Fakta di lapangan menunjukkan bahwa pelanggaran wilayah udara Indonesia—baik oleh pesawat sipil maupun militer asing—terjadi berulang kali. Bahkan menurut laporan pusat kendali pertahanan udara nasional, pesawat asing seringkali berhasil dideteksi memasuki wilayah kita tanpa izin dan bahkan sempat di-intercept oleh jet tempur TNI AU dalam posisi yang sudah jauh berada di dalam teritori nasional. Sayangnya, banyak pula yang luput karena keterbatasan bergerak dari AU kita selain radar dan sistem komando pertahanan udara yang belum sepenuhnya berdaulat dan terintegrasi.
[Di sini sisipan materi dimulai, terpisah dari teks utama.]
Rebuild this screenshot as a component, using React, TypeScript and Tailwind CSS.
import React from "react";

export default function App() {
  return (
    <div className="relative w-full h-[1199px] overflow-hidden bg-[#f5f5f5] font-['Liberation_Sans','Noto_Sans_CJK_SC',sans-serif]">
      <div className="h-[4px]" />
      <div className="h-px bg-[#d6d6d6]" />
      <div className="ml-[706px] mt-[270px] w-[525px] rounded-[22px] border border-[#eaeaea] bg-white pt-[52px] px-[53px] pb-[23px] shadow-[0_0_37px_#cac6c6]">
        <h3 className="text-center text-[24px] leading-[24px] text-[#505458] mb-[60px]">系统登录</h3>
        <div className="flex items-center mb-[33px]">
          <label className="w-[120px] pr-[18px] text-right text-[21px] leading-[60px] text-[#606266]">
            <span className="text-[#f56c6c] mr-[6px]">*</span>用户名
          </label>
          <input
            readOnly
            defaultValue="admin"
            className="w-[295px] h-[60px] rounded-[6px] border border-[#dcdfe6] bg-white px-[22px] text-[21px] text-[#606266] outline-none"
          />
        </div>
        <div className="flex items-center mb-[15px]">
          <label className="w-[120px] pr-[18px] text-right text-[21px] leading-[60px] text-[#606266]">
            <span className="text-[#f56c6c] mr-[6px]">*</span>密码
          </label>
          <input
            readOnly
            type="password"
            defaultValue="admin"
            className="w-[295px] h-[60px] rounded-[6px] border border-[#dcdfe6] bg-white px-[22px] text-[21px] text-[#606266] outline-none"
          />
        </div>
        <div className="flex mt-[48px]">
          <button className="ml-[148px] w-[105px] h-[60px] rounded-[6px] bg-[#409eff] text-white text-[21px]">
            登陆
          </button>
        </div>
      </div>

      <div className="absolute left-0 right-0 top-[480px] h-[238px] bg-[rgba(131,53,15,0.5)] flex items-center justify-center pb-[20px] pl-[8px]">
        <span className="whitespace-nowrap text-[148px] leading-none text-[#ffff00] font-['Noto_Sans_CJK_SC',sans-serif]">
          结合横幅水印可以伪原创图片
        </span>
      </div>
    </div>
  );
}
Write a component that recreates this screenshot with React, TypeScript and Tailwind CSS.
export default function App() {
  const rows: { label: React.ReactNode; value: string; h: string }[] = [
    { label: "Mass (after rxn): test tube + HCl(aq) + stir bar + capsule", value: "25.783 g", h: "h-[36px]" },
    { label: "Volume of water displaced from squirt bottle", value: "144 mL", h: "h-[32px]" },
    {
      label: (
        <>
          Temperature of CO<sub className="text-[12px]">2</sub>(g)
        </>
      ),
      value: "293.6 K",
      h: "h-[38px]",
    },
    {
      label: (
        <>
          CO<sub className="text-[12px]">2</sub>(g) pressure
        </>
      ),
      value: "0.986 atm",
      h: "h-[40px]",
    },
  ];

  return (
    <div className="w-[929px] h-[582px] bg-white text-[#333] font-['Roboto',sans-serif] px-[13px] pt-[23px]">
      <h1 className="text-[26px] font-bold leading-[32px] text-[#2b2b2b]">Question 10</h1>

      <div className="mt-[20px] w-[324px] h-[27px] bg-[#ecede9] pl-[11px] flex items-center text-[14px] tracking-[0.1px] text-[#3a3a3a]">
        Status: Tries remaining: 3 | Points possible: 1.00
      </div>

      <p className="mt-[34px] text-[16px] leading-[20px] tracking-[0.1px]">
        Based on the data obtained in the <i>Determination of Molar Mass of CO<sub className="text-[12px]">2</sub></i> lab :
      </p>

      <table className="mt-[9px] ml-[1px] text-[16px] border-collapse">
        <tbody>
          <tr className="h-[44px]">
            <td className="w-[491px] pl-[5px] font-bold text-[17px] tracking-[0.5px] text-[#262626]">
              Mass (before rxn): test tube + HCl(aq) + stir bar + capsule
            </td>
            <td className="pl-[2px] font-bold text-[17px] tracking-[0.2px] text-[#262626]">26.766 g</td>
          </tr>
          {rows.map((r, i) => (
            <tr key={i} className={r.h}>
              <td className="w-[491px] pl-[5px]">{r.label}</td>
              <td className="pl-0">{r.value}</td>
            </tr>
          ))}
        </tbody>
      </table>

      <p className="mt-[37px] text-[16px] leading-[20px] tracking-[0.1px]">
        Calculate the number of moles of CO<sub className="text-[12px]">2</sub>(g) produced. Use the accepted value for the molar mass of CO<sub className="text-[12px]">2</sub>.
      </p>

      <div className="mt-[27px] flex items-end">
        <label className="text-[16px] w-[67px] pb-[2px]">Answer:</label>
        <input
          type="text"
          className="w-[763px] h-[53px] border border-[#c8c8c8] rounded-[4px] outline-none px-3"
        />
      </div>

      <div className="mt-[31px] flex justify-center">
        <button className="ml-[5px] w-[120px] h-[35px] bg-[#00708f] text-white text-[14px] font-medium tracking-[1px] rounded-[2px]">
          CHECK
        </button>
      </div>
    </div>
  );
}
Kita perlu belajar dari Israel bukan untuk meniru gaya militer ofensifnya, tetapi untuk membangun kesadaran strategis: wilayah udara itu rentan dan harus dijaga. Tidak boleh ada satu inci pun ruang udara nasional yang dibiarkan dalam kendali pihak luar, baik atas nama keselamatan penerbangan sipil maupun kerja sama regional. Dalam geopolitik modern, udara adalah wilayah paling rawan namun sekaligus paling menentukan. Jika kita tidak kuasai, jangan heran kalau kedaulatan kita bisa dicabut secara bertahap, tanpa suara, dari ketinggian 0 hingga 37.000 kaki.
Kita perlu belajar dari sejarah. Bukan untuk meniru serangan dua menit ke Baghdad, tetapi untuk memahami bahwa pertahanan udara bukanlah pilihan—ia adalah keharusan. Karena dalam geopolitik modern, ketika rudal bisa datang dalam hitungan menit, yang membedakan negara yang bertahan dan yang tumbang hanyalah satu hal: siapa yang menguasai Udara.
Catatan Penutup
Dari Pearl Harbor hingga Osirak, dan bahkan tragedi 9/11, semua menunjukkan satu hal: serangan paling berbahaya datang dari udara. Maka, tidak berlebihan jika dikatakan bahwa kedaulatan udara adalah urat nadi pertahanan bangsa. Dua menit di atas Baghdad hanyalah contoh, bahwa wilayah udara tidak pernah boleh dibiarkan kosong, apalagi di delegasikan untuk 25 tahun dan akan diperpanjang. Sungguh Naif.